Problem details>
Your task is to copy the listing exactly, with the pictures left out.

-=-=-

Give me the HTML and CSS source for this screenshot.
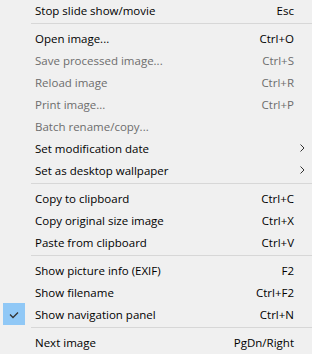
FILE: index.html
```html
<!DOCTYPE html>
<html>
<head>
<meta charset="utf-8">
<link rel="stylesheet" href="styles.css">
</head>
<body>
<div class="menu">
  <div class="item"><span class="ico"></span><span class="label">Stop slide show/movie</span><span class="key">Esc</span><span class="sub"></span></div>
  <div class="sep"></div>
  <div class="item"><span class="ico"></span><span class="label">Open image...</span><span class="key">Ctrl+O</span><span class="sub"></span></div>
  <div class="item dis"><span class="ico"></span><span class="label">Save processed image...</span><span class="key">Ctrl+S</span><span class="sub"></span></div>
  <div class="item dis"><span class="ico"></span><span class="label">Reload image</span><span class="key">Ctrl+R</span><span class="sub"></span></div>
  <div class="item dis"><span class="ico"></span><span class="label">Print image...</span><span class="key">Ctrl+P</span><span class="sub"></span></div>
  <div class="item dis"><span class="ico"></span><span class="label">Batch rename/copy...</span><span class="key"></span><span class="sub"></span></div>
  <div class="item"><span class="ico"></span><span class="label">Set modification date</span><span class="key"></span><span class="sub"><svg width="5" height="8" viewBox="0 0 5 8"><path d="M0.5 0.5 L4 4 L0.5 7.5" fill="none" stroke="#333" stroke-width="1"/></svg></span></div>
  <div class="item"><span class="ico"></span><span class="label">Set as desktop wallpaper</span><span class="key"></span><span class="sub"><svg width="5" height="8" viewBox="0 0 5 8"><path d="M0.5 0.5 L4 4 L0.5 7.5" fill="none" stroke="#333" stroke-width="1"/></svg></span></div>
  <div class="sep"></div>
  <div class="item"><span class="ico"></span><span class="label">Copy to clipboard</span><span class="key">Ctrl+C</span><span class="sub"></span></div>
  <div class="item"><span class="ico"></span><span class="label">Copy original size image</span><span class="key">Ctrl+X</span><span class="sub"></span></div>
  <div class="item"><span class="ico"></span><span class="label">Paste from clipboard</span><span class="key">Ctrl+V</span><span class="sub"></span></div>
  <div class="sep"></div>
  <div class="item"><span class="ico"></span><span class="label">Show picture info (EXIF)</span><span class="key">F2</span><span class="sub"></span></div>
  <div class="item"><span class="ico"></span><span class="label">Show filename</span><span class="key">Ctrl+F2</span><span class="sub"></span></div>
  <div class="item"><span class="ico checked"><svg width="22" height="22" viewBox="0 0 22 22"><path d="M7 11.5 L10 14.5 L15 9.5" fill="none" stroke="#333" stroke-width="1.3"/></svg></span><span class="label">Show navigation panel</span><span class="key">Ctrl+N</span><span class="sub"></span></div>
  <div class="sep"></div>
  <div class="item"><span class="ico"></span><span class="label">Next image</span><span class="key">PgDn/Right</span><span class="sub"></span></div>
</div>
</body>
</html>
```

FILE: styles.css
```css
html, body {
  margin: 0;
  padding: 0;
  background: #f0f0f0;
}
.menu {
  margin-top: -1px;
  width: 312px;
  font-family: "Open Sans", "Noto Sans", sans-serif;
  font-size: 11.5px;
  color: #000;
}
.item {
  display: flex;
  align-items: center;
  height: 22px;
}
.ico {
  flex: 0 0 22px;
  height: 22px;
  margin-left: 3px;
  margin-right: 10px;
}
.ico.checked {
  background: #90c8f6;
}
.ico svg {
  display: block;
}
.label {
  flex: 1;
  white-space: nowrap;
}
.key {
  white-space: nowrap;
}
.sub {
  flex: 0 0 18px;
  display: flex;
  align-items: center;
  padding-left: 6px;
  box-sizing: border-box;
}
.sub svg {
  display: block;
}
.dis {
  color: #6d6d6d;
}
.sep {
  padding: 2px 0 3px 31px;
}
.sep::before {
  content: "";
  display: block;
  height: 1px;
  background: #d7d7d7;
}
```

-=-=-

Full output>
Give me the HTML and CSS source for this screenshot.
FILE: index.html
```html
<!DOCTYPE html>
<html>
<head>
<meta charset="utf-8">
<link rel="stylesheet" href="styles.css">
</head>
<body>
<div class="menu">
  <div class="item"><span class="ico"></span><span class="label">Stop slide show/movie</span><span class="key">Esc</span><span class="sub"></span></div>
  <div class="sep"></div>
  <div class="item"><span class="ico"></span><span class="label">Open image...</span><span class="key">Ctrl+O</span><span class="sub"></span></div>
  <div class="item dis"><span class="ico"></span><span class="label">Save processed image...</span><span class="key">Ctrl+S</span><span class="sub"></span></div>
  <div class="item dis"><span class="ico"></span><span class="label">Reload image</span><span class="key">Ctrl+R</span><span class="sub"></span></div>
  <div class="item dis"><span class="ico"></span><span class="label">Print image...</span><span class="key">Ctrl+P</span><span class="sub"></span></div>
  <div class="item dis"><span class="ico"></span><span class="label">Batch rename/copy...</span><span class="key"></span><span class="sub"></span></div>
  <div class="item"><span class="ico"></span><span class="label">Set modification date</span><span class="key"></span><span class="sub"><svg width="5" height="8" viewBox="0 0 5 8"><path d="M0.5 0.5 L4 4 L0.5 7.5" fill="none" stroke="#333" stroke-width="1"/></svg></span></div>
  <div class="item"><span class="ico"></span><span class="label">Set as desktop wallpaper</span><span class="key"></span><span class="sub"><svg width="5" height="8" viewBox="0 0 5 8"><path d="M0.5 0.5 L4 4 L0.5 7.5" fill="none" stroke="#333" stroke-width="1"/></svg></span></div>
  <div class="sep"></div>
  <div class="item"><span class="ico"></span><span class="label">Copy to clipboard</span><span class="key">Ctrl+C</span><span class="sub"></span></div>
  <div class="item"><span class="ico"></span><span class="label">Copy original size image</span><span class="key">Ctrl+X</span><span class="sub"></span></div>
  <div class="item"><span class="ico"></span><span class="label">Paste from clipboard</span><span class="key">Ctrl+V</span><span class="sub"></span></div>
  <div class="sep"></div>
  <div class="item"><span class="ico"></span><span class="label">Show picture info (EXIF)</span><span class="key">F2</span><span class="sub"></span></div>
  <div class="item"><span class="ico"></span><span class="label">Show filename</span><span class="key">Ctrl+F2</span><span class="sub"></span></div>
  <div class="item"><span class="ico checked"><svg width="22" height="22" viewBox="0 0 22 22"><path d="M7 11.5 L10 14.5 L15 9.5" fill="none" stroke="#333" stroke-width="1.3"/></svg></span><span class="label">Show navigation panel</span><span class="key">Ctrl+N</span><span class="sub"></span></div>
  <div class="sep"></div>
  <div class="item"><span class="ico"></span><span class="label">Next image</span><span class="key">PgDn/Right</span><span class="sub"></span></div>
</div>
</body>
</html>
```

FILE: styles.css
```css
html, body {
  margin: 0;
  padding: 0;
  background: #f0f0f0;
}
.menu {
  margin-top: -1px;
  width: 312px;
  font-family: "Open Sans", "Noto Sans", sans-serif;
  font-size: 11.5px;
  color: #000;
}
.item {
  display: flex;
  align-items: center;
  height: 22px;
}
.ico {
  flex: 0 0 22px;
  height: 22px;
  margin-left: 3px;
  margin-right: 10px;
}
.ico.checked {
  background: #90c8f6;
}
.ico svg {
  display: block;
}
.label {
  flex: 1;
  white-space: nowrap;
}
.key {
  white-space: nowrap;
}
.sub {
  flex: 0 0 18px;
  display: flex;
  align-items: center;
  padding-left: 6px;
  box-sizing: border-box;
}
.sub svg {
  display: block;
}
.dis {
  color: #6d6d6d;
}
.sep {
  padding: 2px 0 3px 31px;
}
.sep::before {
  content: "";
  display: block;
  height: 1px;
  background: #d7d7d7;
}
```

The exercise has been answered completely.